> **Code that builds pages**:
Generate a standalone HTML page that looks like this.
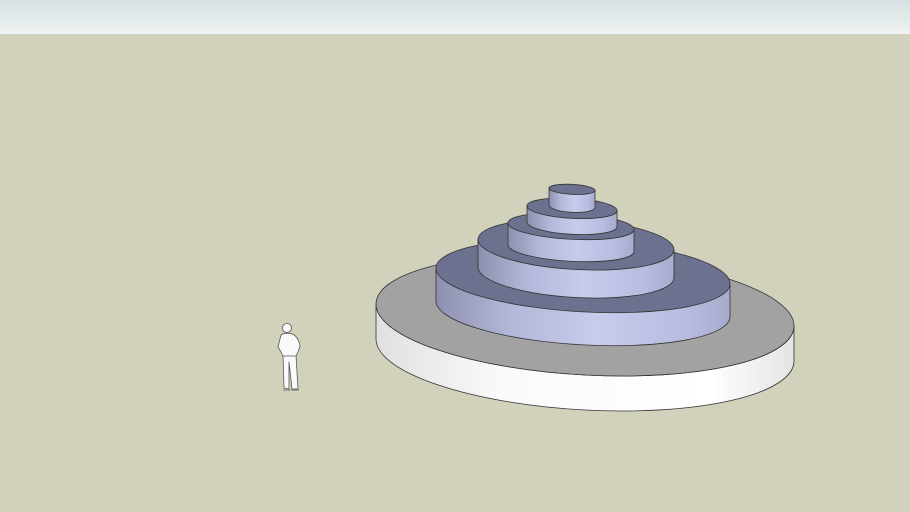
<!DOCTYPE html>
<html><head><meta charset="utf-8"><style>
html,body{margin:0;padding:0;width:910px;height:512px;overflow:hidden;background:#d2d1bc}
</style></head><body>
<svg width="910" height="512" viewBox="0 0 910 512" xmlns="http://www.w3.org/2000/svg">
<defs>
<linearGradient id="sky" x1="0" y1="0" x2="0" y2="1">
<stop offset="0" stop-color="#d6e0e2"/><stop offset="1" stop-color="#eef2f2"/></linearGradient>
<linearGradient id="side" x1="0" y1="0" x2="1" y2="0">
<stop offset="0" stop-color="#8d90ad"/><stop offset="0.25" stop-color="#b3b7d9"/><stop offset="0.55" stop-color="#c8cbeb"/><stop offset="0.85" stop-color="#b8bce0"/><stop offset="1" stop-color="#a6aacb"/></linearGradient>
<linearGradient id="base" x1="0" y1="0" x2="1" y2="0">
<stop offset="0" stop-color="#e0e0e0"/><stop offset="0.3" stop-color="#fafafa"/><stop offset="0.8" stop-color="#ffffff"/><stop offset="1" stop-color="#e4e4e4"/></linearGradient>
</defs>
<rect width="910" height="512" fill="#d2d1bc"/>
<rect width="910" height="34" fill="url(#sky)"/>
<g stroke="#333" stroke-width="0.8" stroke-linejoin="round" transform="translate(585 0) skewY(3) translate(-585 0)">
<path d="M376 315 L376 350 A209 60 0 0 0 794 350 L794 315 A209 60 0 0 1 376 315 Z" fill="url(#base)"/>
<ellipse cx="585" cy="315" rx="209" ry="60" fill="#a2a2a2"/>
<path d="M436 276 L436 309 A147 36 0 0 0 730 309 L730 276 Z" fill="url(#side)"/>
<ellipse cx="583" cy="276" rx="147" ry="36" fill="#6d7190"/>
<path d="M478 245 L478 273 A98 25 0 0 0 674 273 L674 245 Z" fill="url(#side)"/>
<ellipse cx="576" cy="245" rx="98" ry="25" fill="#6d7190"/>
<path d="M508 227 L508 249 A63 13 0 0 0 634 249 L634 227 Z" fill="url(#side)"/>
<ellipse cx="571" cy="227" rx="63" ry="13" fill="#6d7190"/>
<path d="M527 209 L527 225 A45 10 0 0 0 617 225 L617 209 Z" fill="url(#side)"/>
<ellipse cx="572" cy="209" rx="45" ry="10" fill="#6d7190"/>
<path d="M549 190 L549 207 A23 6 0 0 0 595 207 L595 190 Z" fill="url(#side)"/>
<ellipse cx="572" cy="190" rx="23" ry="5" fill="#6d7190"/>
</g>
<g stroke="#555" stroke-width="0.8" fill="#fafafa" stroke-linejoin="round">
<path d="M283 355 L284 388 L289 389 L289 362 L292 389 L298 389 L296 355 Z"/>
<path d="M281 335 Q286 332 292 334 Q298 336 300 346 L298 352 L296 356 L283 356 L281 352 L278 347 Z"/>
<circle cx="287" cy="328" r="4.5"/>
<path d="M283 390 L290 390 M291 390 L299 390" fill="none"/>
</g>
</svg>
</body></html>
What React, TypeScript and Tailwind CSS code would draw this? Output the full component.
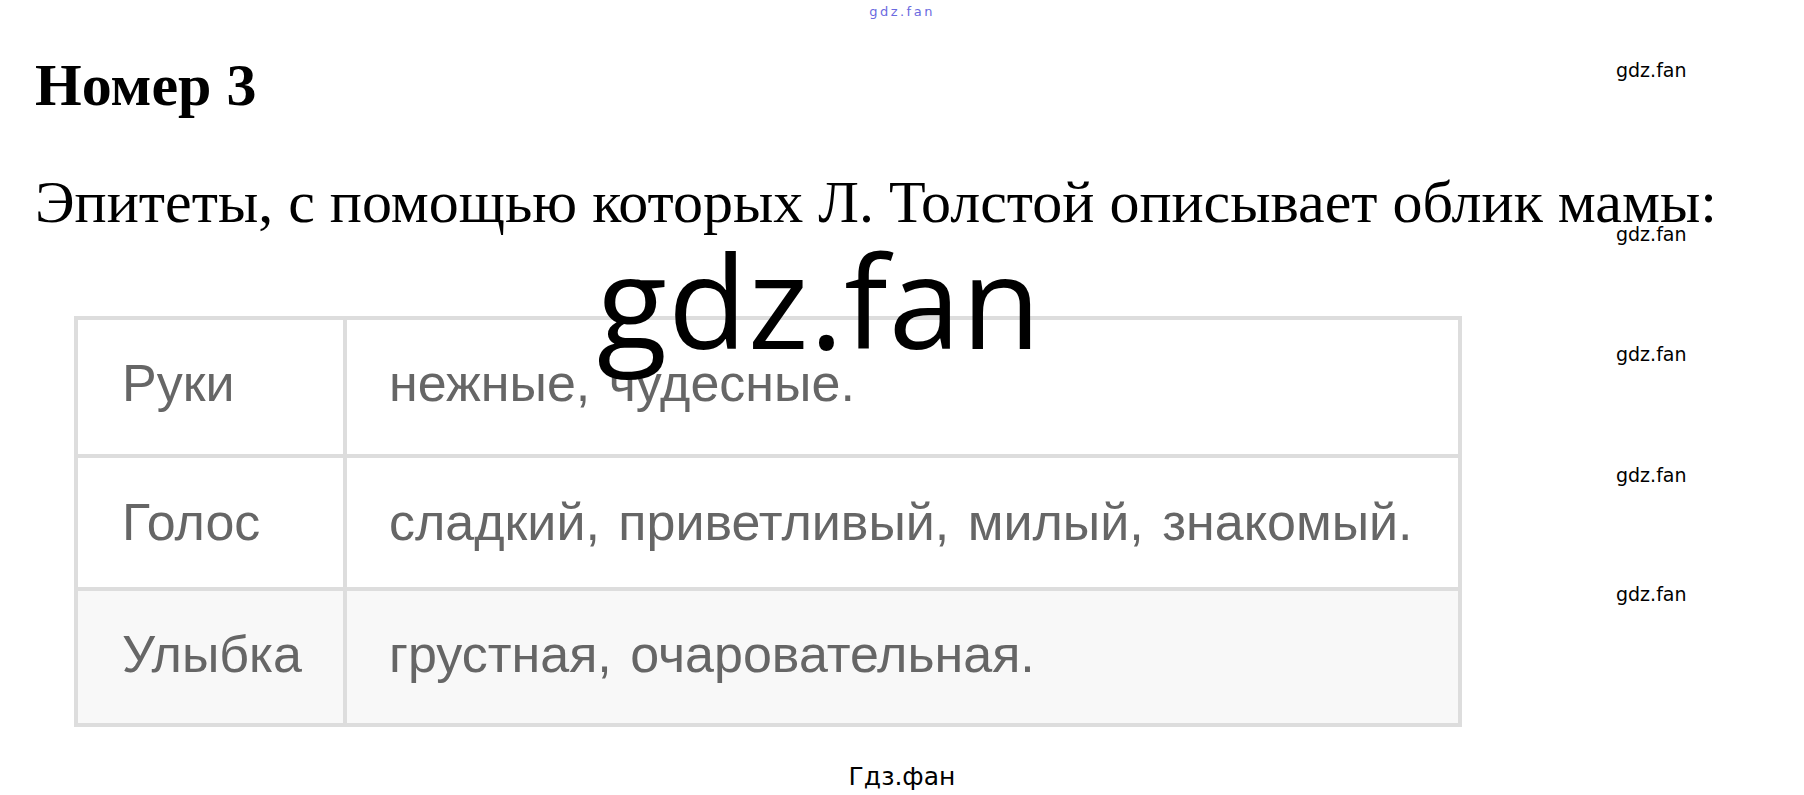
import React from "react";

const rows = [
  { k: "Руки", v: "нежные, чудесные.", h: "h-[134px]", pb: "pb-[8px]", bg: "bg-white" },
  { k: "Голос", v: "сладкий, приветливый, милый, знакомый.", h: "h-[133px]", pb: "pb-[2px]", bg: "bg-white" },
  { k: "Улыбка", v: "грустная, очаровательная.", h: "h-[136px]", pb: "pb-[7px]", bg: "bg-[#f8f8f8]" },
];

const marks = ["top-[61px]", "top-[225px]", "top-[345px]", "top-[466px]", "top-[585px]"];

export default function App() {
  return (
    <div className="relative w-[1804px] h-[795px] bg-white overflow-hidden">
      <div className="flex justify-center pt-[5px]">
        <span className="font-['DejaVu_Sans',sans-serif] text-[13px] leading-[13px] tracking-[2.5px] text-[#6a6ae0]">
          gdz.fan
        </span>
      </div>

      <h1 className="mt-[37px] ml-[35px] font-['Liberation_Serif',serif] font-bold text-[60px] leading-[60px] text-black">
        Номер 3
      </h1>

      <p className="mt-[57px] ml-[35px] font-['Liberation_Serif',serif] text-[60px] leading-[60px] text-black whitespace-nowrap">
        Эпитеты, с помощью которых Л. Толстой описывает облик мамы:
      </p>

      <div className="mt-[84px] ml-[74px] w-[1388px] border-[4px] border-[#dddddd] font-['Liberation_Sans',sans-serif] text-[52px] leading-[52px] text-[#666666]">
        {rows.map((r, i) => (
          <div
            key={r.k}
            className={`grid grid-cols-[269px_1fr] ${r.h} ${r.bg} ${i > 0 ? "border-t-[4px] border-[#dddddd]" : ""}`}
          >
            <div className={`flex items-center pl-[44px] ${r.pb} border-r-[4px] border-[#dddddd]`}>{r.k}</div>
            <div className={`flex items-center pl-[42px] ${r.pb} whitespace-nowrap [word-spacing:4px]`}>{r.v}</div>
          </div>
        ))}
      </div>

      <div className="mt-[37px] flex justify-center">
        <span className="font-['DejaVu_Sans',sans-serif] text-[25px] leading-[25px] text-black">Гдз.фан</span>
      </div>

      <div className="absolute left-[597px] top-[235px] font-['Open_Sans',sans-serif] text-[129px] leading-[129px] tracking-[1px] text-black">
        gdz.fan
      </div>

      {marks.map((t) => (
        <div
          key={t}
          className={`absolute left-[1616px] ${t} font-['DejaVu_Sans',sans-serif] text-[19px] leading-[19px] text-black`}
        >
          gdz.fan
        </div>
      ))}
    </div>
  );
}
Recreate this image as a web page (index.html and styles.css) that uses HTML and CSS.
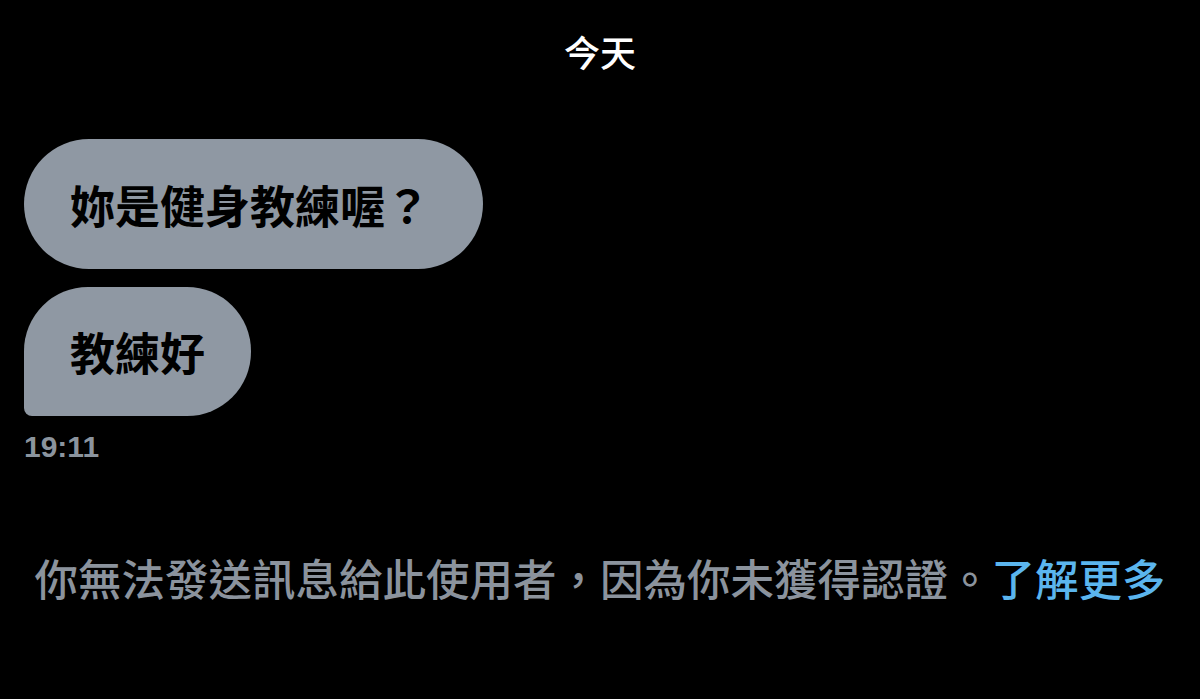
FILE: index.html
```html
<!DOCTYPE html>
<html lang="zh-Hant">
<head>
<meta charset="utf-8">
<link rel="stylesheet" href="styles.css">
</head>
<body>
<div class="screen">
  <div class="day">今天</div>
  <div class="thread">
    <div class="bubble first">妳是健身教練喔？</div>
    <div class="bubble last">教練好</div>
    <div class="time">19:11</div>
  </div>
  <p class="notice">你無法發送訊息給此使用者，因為你未獲得認證。<span class="link">了解更多</span></p>
</div>
</body>
</html>
```
FILE: styles.css
```css
html, body {
  margin: 0;
  padding: 0;
  background: #000;
}
.screen {
  width: 1200px;
  height: 699px;
  display: flex;
  flex-direction: column;
  font-family: "Noto Sans CJK TC", "Noto Sans", sans-serif;
}
.day {
  color: #fff;
  font-size: 36px;
  font-weight: 500;
  line-height: 1;
  text-align: center;
  margin-top: 33px;
}
.thread {
  display: flex;
  flex-direction: column;
  align-items: flex-start;
  gap: 18px;
  padding: 0 24px;
  margin-top: 70px;
}
.bubble {
  background: #8f98a3;
  color: #000;
  font-size: 45px;
  font-weight: 700;
  height: 130px;
  display: flex;
  align-items: center;
  padding: 0 46px;
  border-radius: 65px;
  box-sizing: border-box;
}
.bubble.first {
  padding-right: 53px;
}
.bubble.last {
  height: 129px;
  border-radius: 64px 64px 64px 8px;
}
.time {
  font-family: "Liberation Sans", Arial, sans-serif;
  font-weight: 700;
  font-size: 30px;
  line-height: 1;
  color: #8b949e;
  margin-top: -2px;
}
.notice {
  margin: 94px 0 0;
  text-align: center;
  font-size: 43.5px;
  font-weight: 500;
  line-height: 1;
  color: #8b939d;
  white-space: nowrap;
}
.link {
  color: #5bb5ee;
}
```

> **YOUR INSTRUCTIONS**: Print the whole listing above once more, word for word, without its pictures.

> **CORRECT ANSWER**:
Generate a standalone HTML page that looks like this.
<!DOCTYPE html>
<html><head><meta charset="utf-8"><style>
html,body{margin:0;padding:0;width:910px;height:512px;overflow:hidden;background:#d2d1bc}
</style></head><body>
<svg width="910" height="512" viewBox="0 0 910 512" xmlns="http://www.w3.org/2000/svg">
<defs>
<linearGradient id="sky" x1="0" y1="0" x2="0" y2="1">
<stop offset="0" stop-color="#d6e0e2"/><stop offset="1" stop-color="#eef2f2"/></linearGradient>
<linearGradient id="side" x1="0" y1="0" x2="1" y2="0">
<stop offset="0" stop-color="#8d90ad"/><stop offset="0.25" stop-color="#b3b7d9"/><stop offset="0.55" stop-color="#c8cbeb"/><stop offset="0.85" stop-color="#b8bce0"/><stop offset="1" stop-color="#a6aacb"/></linearGradient>
<linearGradient id="base" x1="0" y1="0" x2="1" y2="0">
<stop offset="0" stop-color="#e0e0e0"/><stop offset="0.3" stop-color="#fafafa"/><stop offset="0.8" stop-color="#ffffff"/><stop offset="1" stop-color="#e4e4e4"/></linearGradient>
</defs>
<rect width="910" height="512" fill="#d2d1bc"/>
<rect width="910" height="34" fill="url(#sky)"/>
<g stroke="#333" stroke-width="0.8" stroke-linejoin="round" transform="translate(585 0) skewY(3) translate(-585 0)">
<path d="M376 315 L376 350 A209 60 0 0 0 794 350 L794 315 A209 60 0 0 1 376 315 Z" fill="url(#base)"/>
<ellipse cx="585" cy="315" rx="209" ry="60" fill="#a2a2a2"/>
<path d="M436 276 L436 309 A147 36 0 0 0 730 309 L730 276 Z" fill="url(#side)"/>
<ellipse cx="583" cy="276" rx="147" ry="36" fill="#6d7190"/>
<path d="M478 245 L478 273 A98 25 0 0 0 674 273 L674 245 Z" fill="url(#side)"/>
<ellipse cx="576" cy="245" rx="98" ry="25" fill="#6d7190"/>
<path d="M508 227 L508 249 A63 13 0 0 0 634 249 L634 227 Z" fill="url(#side)"/>
<ellipse cx="571" cy="227" rx="63" ry="13" fill="#6d7190"/>
<path d="M527 209 L527 225 A45 10 0 0 0 617 225 L617 209 Z" fill="url(#side)"/>
<ellipse cx="572" cy="209" rx="45" ry="10" fill="#6d7190"/>
<path d="M549 190 L549 207 A23 6 0 0 0 595 207 L595 190 Z" fill="url(#side)"/>
<ellipse cx="572" cy="190" rx="23" ry="5" fill="#6d7190"/>
</g>
<g stroke="#555" stroke-width="0.8" fill="#fafafa" stroke-linejoin="round">
<path d="M283 355 L284 388 L289 389 L289 362 L292 389 L298 389 L296 355 Z"/>
<path d="M281 335 Q286 332 292 334 Q298 336 300 346 L298 352 L296 356 L283 356 L281 352 L278 347 Z"/>
<circle cx="287" cy="328" r="4.5"/>
<path d="M283 390 L290 390 M291 390 L299 390" fill="none"/>
</g>
</svg>
</body></html>
What React, TypeScript and Tailwind CSS code would draw this? Output the full component.
import React from "react";

const rows = [
  { k: "Руки", v: "нежные, чудесные.", h: "h-[134px]", pb: "pb-[8px]", bg: "bg-white" },
  { k: "Голос", v: "сладкий, приветливый, милый, знакомый.", h: "h-[133px]", pb: "pb-[2px]", bg: "bg-white" },
  { k: "Улыбка", v: "грустная, очаровательная.", h: "h-[136px]", pb: "pb-[7px]", bg: "bg-[#f8f8f8]" },
];

const marks = ["top-[61px]", "top-[225px]", "top-[345px]", "top-[466px]", "top-[585px]"];

export default function App() {
  return (
    <div className="relative w-[1804px] h-[795px] bg-white overflow-hidden">
      <div className="flex justify-center pt-[5px]">
        <span className="font-['DejaVu_Sans',sans-serif] text-[13px] leading-[13px] tracking-[2.5px] text-[#6a6ae0]">
          gdz.fan
        </span>
      </div>

      <h1 className="mt-[37px] ml-[35px] font-['Liberation_Serif',serif] font-bold text-[60px] leading-[60px] text-black">
        Номер 3
      </h1>

      <p className="mt-[57px] ml-[35px] font-['Liberation_Serif',serif] text-[60px] leading-[60px] text-black whitespace-nowrap">
        Эпитеты, с помощью которых Л. Толстой описывает облик мамы:
      </p>

      <div className="mt-[84px] ml-[74px] w-[1388px] border-[4px] border-[#dddddd] font-['Liberation_Sans',sans-serif] text-[52px] leading-[52px] text-[#666666]">
        {rows.map((r, i) => (
          <div
            key={r.k}
            className={`grid grid-cols-[269px_1fr] ${r.h} ${r.bg} ${i > 0 ? "border-t-[4px] border-[#dddddd]" : ""}`}
          >
            <div className={`flex items-center pl-[44px] ${r.pb} border-r-[4px] border-[#dddddd]`}>{r.k}</div>
            <div className={`flex items-center pl-[42px] ${r.pb} whitespace-nowrap [word-spacing:4px]`}>{r.v}</div>
          </div>
        ))}
      </div>

      <div className="mt-[37px] flex justify-center">
        <span className="font-['DejaVu_Sans',sans-serif] text-[25px] leading-[25px] text-black">Гдз.фан</span>
      </div>

      <div className="absolute left-[597px] top-[235px] font-['Open_Sans',sans-serif] text-[129px] leading-[129px] tracking-[1px] text-black">
        gdz.fan
      </div>

      {marks.map((t) => (
        <div
          key={t}
          className={`absolute left-[1616px] ${t} font-['DejaVu_Sans',sans-serif] text-[19px] leading-[19px] text-black`}
        >
          gdz.fan
        </div>
      ))}
    </div>
  );
}
Recreate this image as a web page (index.html and styles.css) that uses HTML and CSS.
FILE: index.html
```html
<!DOCTYPE html>
<html lang="zh-Hant">
<head>
<meta charset="utf-8">
<link rel="stylesheet" href="styles.css">
</head>
<body>
<div class="screen">
  <div class="day">今天</div>
  <div class="thread">
    <div class="bubble first">妳是健身教練喔？</div>
    <div class="bubble last">教練好</div>
    <div class="time">19:11</div>
  </div>
  <p class="notice">你無法發送訊息給此使用者，因為你未獲得認證。<span class="link">了解更多</span></p>
</div>
</body>
</html>
```
FILE: styles.css
```css
html, body {
  margin: 0;
  padding: 0;
  background: #000;
}
.screen {
  width: 1200px;
  height: 699px;
  display: flex;
  flex-direction: column;
  font-family: "Noto Sans CJK TC", "Noto Sans", sans-serif;
}
.day {
  color: #fff;
  font-size: 36px;
  font-weight: 500;
  line-height: 1;
  text-align: center;
  margin-top: 33px;
}
.thread {
  display: flex;
  flex-direction: column;
  align-items: flex-start;
  gap: 18px;
  padding: 0 24px;
  margin-top: 70px;
}
.bubble {
  background: #8f98a3;
  color: #000;
  font-size: 45px;
  font-weight: 700;
  height: 130px;
  display: flex;
  align-items: center;
  padding: 0 46px;
  border-radius: 65px;
  box-sizing: border-box;
}
.bubble.first {
  padding-right: 53px;
}
.bubble.last {
  height: 129px;
  border-radius: 64px 64px 64px 8px;
}
.time {
  font-family: "Liberation Sans", Arial, sans-serif;
  font-weight: 700;
  font-size: 30px;
  line-height: 1;
  color: #8b949e;
  margin-top: -2px;
}
.notice {
  margin: 94px 0 0;
  text-align: center;
  font-size: 43.5px;
  font-weight: 500;
  line-height: 1;
  color: #8b939d;
  white-space: nowrap;
}
.link {
  color: #5bb5ee;
}
```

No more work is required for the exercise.